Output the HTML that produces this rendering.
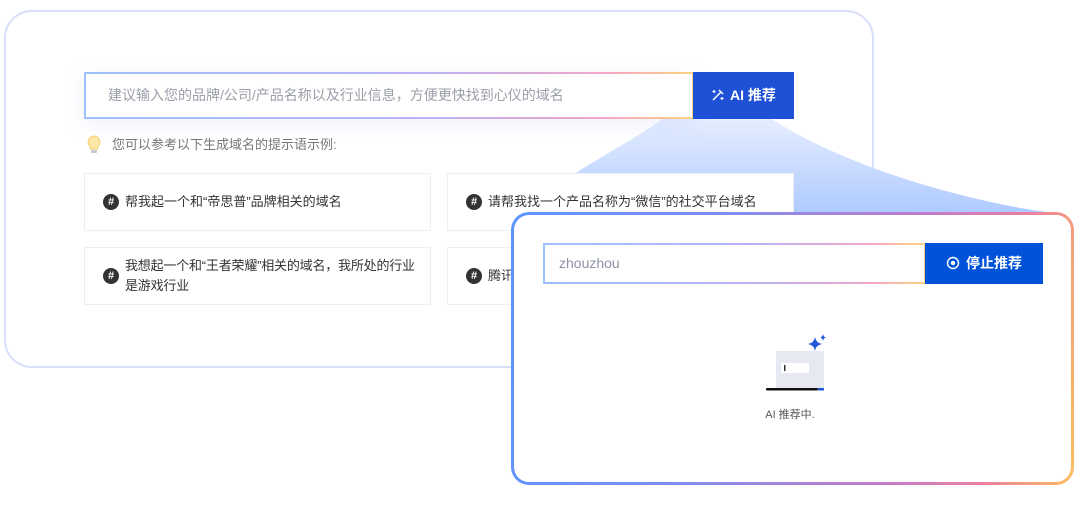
<!DOCTYPE html>
<html><head><meta charset="utf-8"><style>
*{box-sizing:border-box;margin:0;padding:0}
body{width:1080px;height:517px;background:#fff;position:relative;overflow:hidden;font-family:"Liberation Sans","Noto Sans CJK SC",sans-serif}
.outer{position:absolute;left:4px;top:10px;width:870px;height:358px;border:2px solid #d9defa;border-radius:28px;background:#fff}
.inp{position:absolute;left:84px;top:72px;width:610px;height:47px;padding:2px;background:linear-gradient(90deg,#9ec0ff,#b9b2f5 55%,#f0a6c8 85%,#ffd27f);box-shadow:0 6px 20px rgba(150,160,230,.15)}
.inp div{background:#fff;height:100%;font-size:14px;color:#9a9ea8;padding:0 22px;line-height:43px}
.btn{position:absolute;left:693px;top:72px;width:101px;height:47px;background:#1f51d6;color:#fff;font-size:14px;font-weight:bold;line-height:47px;text-align:center}
.hint{position:absolute;left:112px;top:137px;font-size:13px;color:#777;line-height:16px}
.card{position:absolute;width:347px;height:58px;border:1px solid #eceef2;background:#fff;font-size:13px;color:#333;display:flex;align-items:center;padding-left:40px;padding-right:8px;line-height:20px}
.card i{position:absolute;left:18px;top:50%;margin-top:-8px;width:16px;height:16px;border-radius:50%;background:#333;color:#fff;font-style:normal;font-size:11px;font-weight:bold;line-height:16px;text-align:center}
.panel{position:absolute;left:511px;top:212px;width:563px;height:273px;border-radius:18px;padding:3px;background:linear-gradient(100deg,#5b95ff 0%,#7f8ef0 35%,#c77cc7 70%,#ea7fa0 85%,#ffbe5c 100%)}
.panel>.in{background:#fff;border-radius:15px;width:100%;height:100%;position:relative}
.inp2{position:absolute;left:543px;top:243px;width:383px;height:41px;padding:2px;background:linear-gradient(90deg,#9ec0ff,#b9b2f5 55%,#f0a6c8 85%,#ffd27f)}
.inp2 div{background:#fff;height:100%;font-size:14px;color:#8d93a3;padding:0 14px;line-height:37px}
.btn2{position:absolute;left:925px;top:243px;width:118px;height:41px;background:#0052d9;color:#fff;font-size:14px;font-weight:bold;line-height:41px;text-align:center}
</style></head><body>
<div class="outer"></div>
<svg style="position:absolute;left:0;top:0" width="1080" height="517"><defs><linearGradient id="bg" x1="0" y1="0" x2="0" y2="1"><stop offset="0" stop-color="#e6eeff"/><stop offset="1" stop-color="#aecaff"/></linearGradient></defs>
<path d="M664 118 L770 118 C 850 170, 980 205, 1062 214 L 526 214 C 560 175, 620 150, 664 118 Z" fill="url(#bg)"/></svg>
<div class="inp"><div>建议输入您的品牌/公司/产品名称以及行业信息，方便更快找到心仪的域名</div></div>
<div class="btn"><svg width="14" height="14" viewBox="0 0 14 14" style="vertical-align:-2px;margin-right:5px"><path d="M2 12 L10 4 M8 2 L12 6" stroke="#fff" stroke-width="1.5" fill="none"/><path d="M3 2v3M1.5 3.5h3M11 9v3M9.5 10.5h3" stroke="#fff" stroke-width="1.2"/></svg>AI 推荐</div>
<svg style="position:absolute;left:86px;top:135px" width="16" height="20" viewBox="0 0 16 20"><path d="M8 1a6 6 0 0 0-3.5 10.8V14h7v-2.2A6 6 0 0 0 8 1z" fill="#fde7a8" stroke="#f3cd6b"/><rect x="5" y="15" width="6" height="3" rx="1" fill="#ccc"/></svg>
<div class="hint">您可以参考以下生成域名的提示语示例:</div>
<div class="card" style="left:84px;top:173px"><i>#</i>帮我起一个和“帝思普”品牌相关的域名</div>
<div class="card" style="left:447px;top:173px"><i>#</i>请帮我找一个产品名称为“微信”的社交平台域名</div>
<div class="card" style="left:84px;top:247px;padding-right:4px;letter-spacing:-0.2px"><i>#</i>我想起一个和“王者荣耀”相关的域名，我所处的行业是游戏行业</div>
<div class="card" style="left:447px;top:247px"><i>#</i>腾讯</div>
<div class="panel"><div class="in"></div></div>
<div class="inp2"><div>zhouzhou</div></div>
<div class="btn2"><svg width="14" height="14" viewBox="0 0 14 14" style="vertical-align:-2px;margin-right:6px"><circle cx="7" cy="7" r="5.5" stroke="#fff" stroke-width="1.4" fill="none"/><circle cx="7" cy="7" r="2.2" fill="#fff"/></svg>停止推荐</div>
<svg style="position:absolute;left:762px;top:333px" width="70" height="60" viewBox="0 0 70 60">
<rect x="14" y="18" width="48" height="38" fill="#e6e9f2"/>
<rect x="19" y="30" width="28" height="10" fill="#fff"/><rect x="22" y="32" width="1.5" height="6" fill="#333"/>
<rect x="4" y="55" width="52" height="2.5" rx="1" fill="#111"/><rect x="56" y="55" width="6" height="2.5" fill="#2257d6"/>
<path d="M53 4 Q54 10 60 11 Q54 12 53 18 Q52 12 46 11 Q52 10 53 4Z" fill="#2257d6"/>
<path d="M61 1 Q61.5 4 64 4.5 Q61.5 5 61 8 Q60.5 5 58 4.5 Q60.5 4 61 1Z" fill="#2257d6"/></svg>
<div style="position:absolute;left:740px;top:406px;width:100px;text-align:center;font-size:11px;color:#555">AI 推荐中.</div>
</body></html>
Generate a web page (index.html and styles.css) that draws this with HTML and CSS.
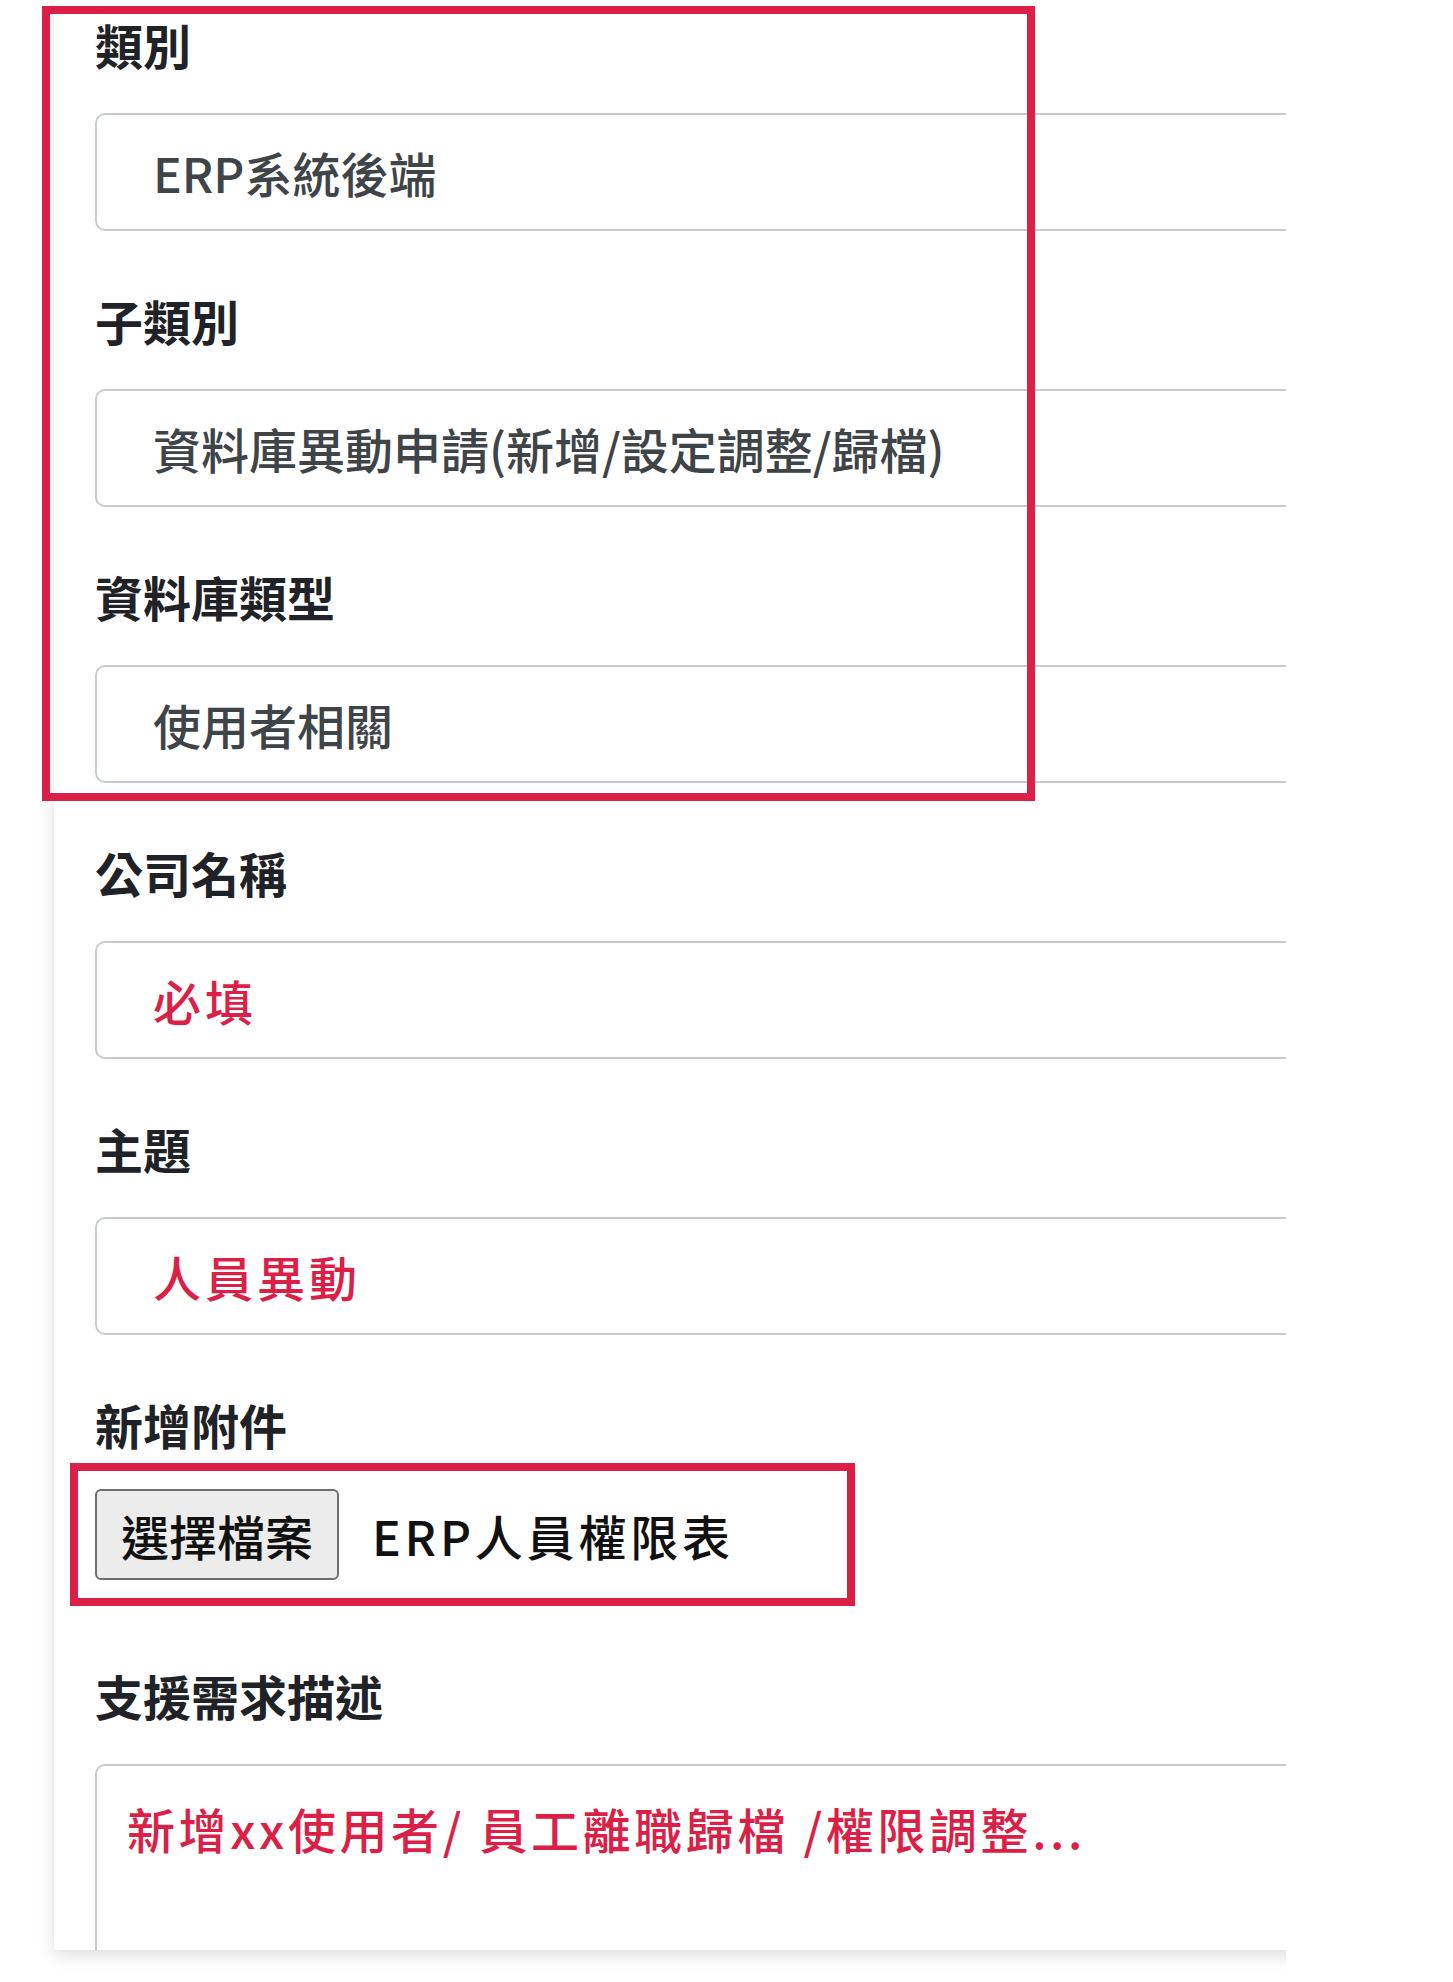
FILE: index.html
```html
<!DOCTYPE html>
<html lang="zh-Hant">
<head>
  <meta charset="UTF-8">
  <title>支援需求申請</title>
  <link rel="stylesheet" href="styles.css">
</head>
<body>

  <div class="shot">
    <form class="card">
      <div class="field">
        <label for="category">類別</label>
        <input type="text" id="category" class="box" value="ERP系統後端" readonly>
      </div>

      <div class="field">
        <label for="subCategory">子類別</label>
        <input type="text" id="subCategory" class="box" value="資料庫異動申請(新增/設定調整/歸檔)" readonly>
      </div>

      <div class="field">
        <label for="dbType">資料庫類型</label>
        <input type="text" id="dbType" class="box" value="使用者相關" readonly>
      </div>

      <div class="field">
        <label for="company">公司名稱</label>
        <input type="text" id="company" class="box note" value="必填">
      </div>

      <div class="field">
        <label for="subject">主題</label>
        <input type="text" id="subject" class="box note" value="人員異動">
      </div>

      <div class="field file-field">
        <label>新增附件</label>
        <div class="file-row">
          <button type="button" class="file-btn">選擇檔案</button>
          <span class="file-name">ERP人員權限表</span>
        </div>
      </div>

      <div class="field">
        <label for="desc">支援需求描述</label>
        <textarea id="desc" class="box area note">新增xx使用者/ 員工離職歸檔 /權限調整...</textarea>
      </div>
    </form>

    <!-- 標示框 -->
    <div class="mark mark-top"></div>
    <div class="mark mark-file"></div>
  </div>

</body>
</html>
```

FILE: styles.css
```css
body {
  margin: 0;
  background: #fff;
  font-family: "Noto Sans CJK TC", "Noto Sans", sans-serif;
}

.shot {
  position: relative;
  width: 1286px;
  height: 1975px;
  overflow: hidden;
}

.card {
  width: 1400px;
  height: 1950px;
  margin-left: 54px;
  padding: 15px 0 0 41px;
  box-sizing: border-box;
  background: #fff;
  box-shadow: 0 6px 16px rgba(0, 0, 0, 0.13);
  overflow: hidden;
}

.field + .field {
  margin-top: 60px;
}

label {
  display: block;
  margin-bottom: 40px;
  font-size: 48px;
  font-weight: 700;
  line-height: 58px;
  color: #1f2226;
}

.box {
  display: block;
  width: 1300px;
  height: 118px;
  box-sizing: border-box;
  padding: 0 0 0 56px;
  border: 2px solid #c6cbd1;
  border-radius: 10px;
  background: #fff;
  font-family: inherit;
  font-size: 48px;
  font-weight: 500;
  color: #3f4449;
  outline: none;
}

.note {
  color: #dc1f47;
  letter-spacing: 4px;
}

.file-field label {
  margin-bottom: 36px;
}

.file-row {
  display: flex;
  align-items: center;
}

.file-btn {
  height: 91px;
  padding: 0 24px;
  border: 2px solid #6e6e6e;
  border-radius: 6px;
  background: #ececec;
  font-family: inherit;
  font-size: 48px;
  font-weight: 500;
  color: #111;
}

.file-name {
  margin-left: 33px;
  font-size: 48px;
  font-weight: 500;
  letter-spacing: 3.8px;
  color: #111;
}

.file-field + .field {
  margin-top: 86px;
}

.area {
  height: 320px;
  padding: 33px 0 0 30px;
  line-height: 58px;
  letter-spacing: 3.6px;
  resize: none;
}

.mark {
  position: absolute;
  border: 8px solid #dc1f47;
  box-sizing: border-box;
}

.mark-top {
  left: 42px;
  top: 6px;
  width: 993px;
  height: 795px;
}

.mark-file {
  left: 70px;
  top: 1463px;
  width: 785px;
  height: 143px;
}
```
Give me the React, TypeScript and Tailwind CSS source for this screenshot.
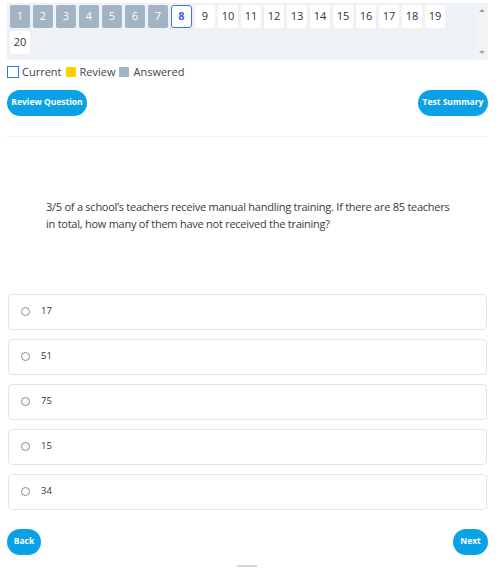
****************************************
From the listing above, pick out each line where the word "that" appears.

== Result below ==
Output the HTML that produces this rendering.
Generate a web page (index.html and styles.css) that draws this with HTML and CSS.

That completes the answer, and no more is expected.